• SET TASK:
Look through the records below and collect all lines that hold the string "with".
════════
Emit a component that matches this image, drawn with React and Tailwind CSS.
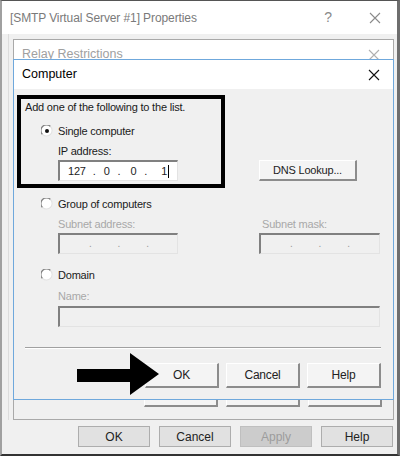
import React from 'react';

const sans = { fontFamily: '"Liberation Sans", Arial, sans-serif' };

const Radio = ({ checked }) => (
  <svg width="12" height="12" viewBox="0 0 12 12" className="shrink-0">
    <circle cx="6" cy="6" r="5.5" fill="#fff" />
    <path d="M1.5 9.5 A5.5 5.5 0 0 1 9.5 1.5" stroke="#808080" strokeWidth="1.2" fill="none" />
    <path d="M9.5 1.5 A5.5 5.5 0 0 1 1.5 9.5" stroke="#e3e3e3" strokeWidth="1.2" fill="none" />
    {checked && <circle cx="6" cy="6" r="2" fill="#111" />}
  </svg>
);

const XIcon = ({ color = '#222' }) => (
  <svg width="12" height="12" viewBox="0 0 12 12">
    <path d="M1 1 L11 11 M11 1 L1 11" stroke={color} strokeWidth="1.1" />
  </svg>
);

const Field = ({ className = '', children, white }) => (
  <div
    className={`h-[21px] border-t-2 border-l-2 border-b border-r border-t-[#808080] border-l-[#808080] border-b-[#e3e3e3] border-r-[#e3e3e3] ${white ? 'bg-white' : 'bg-[#f0f0f0]'} ${className}`}
  >
    {children}
  </div>
);

const ClassicBtn = ({ children, className = '' }) => (
  <div
    className={`flex items-center justify-center h-[25px] w-[74px] bg-[#f4f4f4] border-t border-l border-t-white border-l-white border-b-2 border-r-2 border-b-[#8c8c8c] border-r-[#8c8c8c] text-[12px] text-[#222] ${className}`}
  >
    {children}
  </div>
);

const Dots = () => (
  <div className="flex items-center h-full pl-[29px] gap-[26px] text-[10px] text-[#9a9a9a]">
    <span>.</span><span>.</span><span>.</span>
  </div>
);

export default function App() {
  return (
    <div className="relative w-[400px] h-[456px] overflow-hidden bg-[#f0f0f0]" style={sans}>
      {/* outer window */}
      <div className="absolute inset-0 border-l-2 border-r-[3px] border-t border-b-2 border-l-[#a0a0a0] border-r-[#6e6e6e] border-t-[#555] border-b-[#333]">
        <div className="h-[33px] bg-white flex items-center pl-[8px] text-[12px] tracking-[-0.1px] text-[#7a7a7a]">
          <span className="flex-1">[SMTP Virtual Server #1] Properties</span>
          <span className="w-[46px] text-center text-[14px] text-[#8a8a8a]">?</span>
          <span className="w-[46px] flex justify-center pl-[2px]"><XIcon color="#8a8a8a" /></span>
        </div>
        <div className="absolute left-[6px] top-[33px] bottom-[34px] w-px bg-[#dcdcdc]" />
        <div className="absolute right-[0px] bottom-[7px] flex gap-[9px] pr-[4px]">
          {['OK', 'Cancel'].map((t) => (
            <div key={t} className="w-[72px] h-[21px] bg-[#e1e1e1] border border-[#adadad] flex items-center justify-center text-[12px] text-[#222]">{t}</div>
          ))}
          <div className="w-[72px] h-[21px] bg-[#cccccc] border border-[#bfbfbf] flex items-center justify-center text-[12px] text-[#9c9c9c]">Apply</div>
          <div className="w-[72px] h-[21px] bg-[#e1e1e1] border border-[#adadad] flex items-center justify-center text-[12px] text-[#222]">Help</div>
        </div>
      </div>

      {/* relay restrictions window (behind) */}
      <div className="absolute left-[13px] top-[39px] w-[381px] h-[381px] border border-[#a9a9a9] bg-[#f0f0f0]">
        <div className="h-[29px] bg-white flex items-center pl-[8px] text-[12.5px] text-[#a0a0a0]">
          <span className="flex-1">Relay Restrictions</span>
          <span className="w-[38px] flex justify-center"><XIcon color="#b0b0b0" /></span>
        </div>
        <div className="absolute right-[11px] bottom-[12px] flex gap-[8px]">
          <ClassicBtn />
          <ClassicBtn />
          <ClassicBtn />
        </div>
      </div>

      {/* computer dialog */}
      <div className="absolute left-[13px] top-[59px] w-[381px] h-[341px] border border-[#6fa8dc] bg-[#f0f0f0] flex flex-col">
        <div className="h-[29px] shrink-0 bg-white flex items-center pl-[8px] text-[12.5px] text-black">
          <span className="flex-1">Computer</span>
          <span className="w-[38px] flex justify-center"><XIcon color="#111" /></span>
        </div>
        <div className="flex-1 flex flex-col pl-[11px] pr-[12px] pt-[11px] text-[11px] leading-[14px] text-[#1a1a1a] tracking-[-0.2px]">
          <div className="h-[14px]">Add one of the following to the list.</div>

          <div className="flex items-center gap-[5px] mt-[10px] pl-[16px] h-[14px]">
            <Radio checked />
            <span>Single computer</span>
          </div>
          <div className="pl-[33px] mt-[6px] h-[14px]">IP address:</div>
          <div className="flex items-center pl-[33px] mt-[2px]">
            <Field white className="w-[120px]">
              <div className="flex items-center h-full pl-[8px] text-[11px] text-[#222]">
                <span>127</span>
                <span className="ml-[7px]">.</span>
                <span className="ml-[8px]">0</span>
                <span className="ml-[8px]">.</span>
                <span className="ml-[10px]">0</span>
                <span className="ml-[8px]">.</span>
                <span className="ml-[14px]">1</span>
                <span className="inline-block w-px h-[13px] bg-black ml-[1px]" />
              </div>
            </Field>
            <div className="ml-[81px] w-[98px] h-[21px] bg-[#f4f4f4] border-t border-l border-t-white border-l-white border-b-2 border-r-2 border-b-[#8c8c8c] border-r-[#8c8c8c] flex items-center justify-center text-[11px] text-[#222]">
              DNS Lookup...
            </div>
          </div>

          <div className="flex items-center gap-[5px] mt-[16px] pl-[16px] h-[14px]">
            <Radio />
            <span>Group of computers</span>
          </div>
          <div className="flex pl-[33px] mt-[6px] h-[14px] text-[#a8a8a8]">
            <span className="w-[204px]">Subnet address:</span>
            <span>Subnet mask:</span>
          </div>
          <div className="flex pl-[33px] mt-[2px] gap-[81px]">
            <Field className="w-[120px]"><Dots /></Field>
            <Field className="w-[121px]"><Dots /></Field>
          </div>

          <div className="flex items-center gap-[5px] mt-[14px] pl-[16px] h-[14px]">
            <Radio />
            <span>Domain</span>
          </div>
          <div className="pl-[33px] mt-[7px] h-[14px] text-[#a8a8a8]">Name:</div>
          <div className="pl-[33px] mt-[3px]">
            <Field className="w-[322px]" />
          </div>

          <div className="h-[2px] mt-[20px] border-t border-t-[#a0a0a0] border-b border-b-white" />

          <div className="flex justify-end gap-[7px] mt-[14px]">
            <ClassicBtn>OK</ClassicBtn>
            <ClassicBtn>Cancel</ClassicBtn>
            <ClassicBtn>Help</ClassicBtn>
          </div>
        </div>
      </div>

      {/* annotation box */}
      <div className="absolute left-[17px] top-[95px] w-[208px] h-[93px] border-[4px] border-black" />

      {/* annotation arrow */}
      <svg className="absolute left-[76px] top-[352px]" width="86" height="46" viewBox="0 0 86 46">
        <path d="M1 17 H54 V1 L83 22 L54 43 V30 H1 Z" fill="#000" />
      </svg>
    </div>
  );
}
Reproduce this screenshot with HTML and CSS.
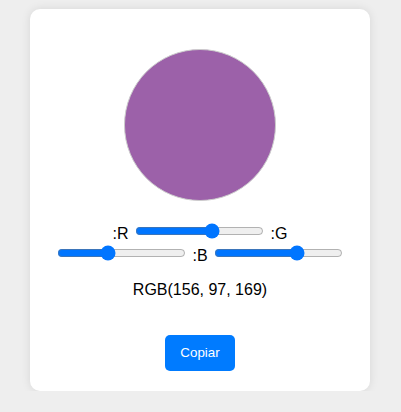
FILE: index.html
```html
<!DOCTYPE html>
<html lang="es">
<head>
<meta charset="utf-8">
<title>Selector de color</title>
<link rel="stylesheet" href="styles.css">
</head>
<body>
<div class="card">
  <div class="swatch" style="background-color: rgb(156, 97, 169);"></div>
  <div class="sliders"><label class="chan" for="r">:R</label> <input class="range" type="range" id="r" min="0" max="255" value="156"> <label class="chan" for="g">:G</label> <input class="range" type="range" id="g" min="0" max="255" value="97"> <label class="chan" for="b">:B</label> <input class="range" type="range" id="b" min="0" max="255" value="169"></div>
  <p class="value">RGB(156, 97, 169)</p>
  <button class="copy" type="button">Copiar</button>
</div>
</body>
</html>
```

FILE: styles.css
```css
html, body {
  margin: 0;
  padding: 0;
}

body {
  background: #eeeeee;
  font-family: "Liberation Sans", Arial, sans-serif;
  font-size: 16px;
  color: #000;
}

.card {
  width: 300px;
  margin: 9px 0 0 30px;
  padding: 20px;
  background: #ffffff;
  border-radius: 10px;
  box-shadow: 0 0 10px rgba(0, 0, 0, 0.1);
  text-align: center;
}

.swatch {
  width: 150px;
  height: 150px;
  margin: 20px auto;
  border: 1px solid #cccccc;
  border-radius: 50%;
}

.sliders {
  margin: 0;
}

.range {
  width: 129px;
}

.value {
  margin: 16px 0 36px;
}

.copy {
  padding: 10px 15px 11px;
  border: none;
  border-radius: 5px;
  background: #007bff;
  color: #ffffff;
  font-family: "Liberation Sans", Arial, sans-serif;
  font-size: 13.333px;
  cursor: pointer;
}
```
════════
• SOLUTION BELOW:
Emit a component that matches this image, drawn with React and Tailwind CSS.
Reproduce this screenshot with HTML and CSS.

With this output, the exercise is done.